What value of x satisfies the equation |x + 3| = |x - 7|?

1. INFER the solution strategy

• Given: \(|\mathrm{x + 3}| = |\mathrm{x - 7}|\)
• Key insight: Absolute value expressions behave differently depending on whether the inside is positive or negative
• Strategy: Find critical points where expressions equal zero, then analyze each interval

2. CONSIDER ALL CASES by finding critical points

• Critical points occur when expressions inside equal zero:
  • \(\mathrm{x + 3 = 0}\) → \(\mathrm{x = -3}\)
  • \(\mathrm{x - 7 = 0}\) → \(\mathrm{x = 7}\)
• This creates three intervals to check: \(\mathrm{x \lt -3}\), \(\mathrm{-3 ≤ x \lt 7}\), and \(\mathrm{x ≥ 7}\)
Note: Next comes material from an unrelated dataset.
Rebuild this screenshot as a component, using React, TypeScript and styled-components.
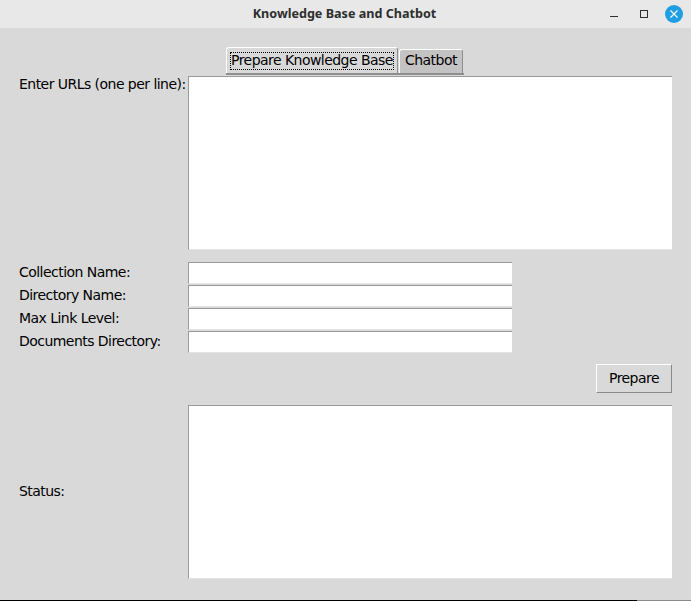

3. CONSIDER ALL CASES for each interval

Case 1: \(\mathrm{x \lt -3}\)

• Both \(\mathrm{(x + 3)}\) and \(\mathrm{(x - 7)}\) are negative
• \(|\mathrm{x + 3}| = -(\mathrm{x + 3}) = -\mathrm{x} - 3\)
• \(|\mathrm{x - 7}| = -(\mathrm{x - 7}) = -\mathrm{x} + 7\)
• SIMPLIFY: \(-\mathrm{x} - 3 = -\mathrm{x} + 7\) → \(-3 = 7\) (impossible)

Case 2: \(\mathrm{-3 ≤ x \lt 7}\)

• \(\mathrm{(x + 3) ≥ 0}\) and \(\mathrm{(x - 7) \lt 0}\)
• \(|\mathrm{x + 3}| = \mathrm{x + 3}\)
• \(|\mathrm{x - 7}| = -(\mathrm{x - 7}) = -\mathrm{x} + 7\)
• SIMPLIFY: \(\mathrm{x + 3 = -x + 7}\) → \(\mathrm{2x = 4}\) → \(\mathrm{x = 2}\)
• Since \(\mathrm{-3 ≤ 2 \lt 7}\), this solution is valid

Case 3: \(\mathrm{x ≥ 7}\)

• Both \(\mathrm{(x + 3)}\) and \(\mathrm{(x - 7)}\) are non-negative
• \(|\mathrm{x + 3}| = \mathrm{x + 3}\)
• \(|\mathrm{x - 7}| = \mathrm{x - 7}\)
• SIMPLIFY: \(\mathrm{x + 3 = x - 7}\) → \(\mathrm{3 = -7}\) (impossible)

4. Verify the solution

• Check \(\mathrm{x = 2}\): \(|\mathrm{2 + 3}| = |5| = 5\) and \(|\mathrm{2 - 7}| = |-5| = 5\) ✓

Answer: 2

Why Students Usually Falter on This Problem

Most Common Error Path:

Weak CONSIDER ALL CASES skill: Students try to solve \(|\mathrm{x + 3}| = |\mathrm{x - 7}|\) by immediately setting \(\mathrm{x + 3 = x - 7}\), getting \(\mathrm{3 = -7}\) and concluding there's no solution.

They miss that absolute values can be equal in two ways: when the expressions are equal OR when they're opposites. Without systematic case analysis, they only check one possibility and get frustrated when it leads to an impossible equation.

This leads to confusion and guessing among the answer choices.

Second Most Common Error:

Inadequate SIMPLIFY execution: Students correctly set up case analysis but make algebraic errors when solving \(\mathrm{2x = 4}\), potentially getting \(\mathrm{x = 1}\) or \(\mathrm{x = 4}\) instead of \(\mathrm{x = 2}\).

They may also incorrectly handle the signs when writing \(|\mathrm{x - 7}| = -(\mathrm{x - 7}) = -\mathrm{x} + 7\), writing it as \(-\mathrm{x} - 7\) instead.

This may lead them to select an incorrect numerical answer if available in the choices.

The Bottom Line:

This problem requires recognizing that absolute value equations need systematic case analysis rather than direct algebraic manipulation. The key insight is understanding how absolute value expressions change behavior at critical points.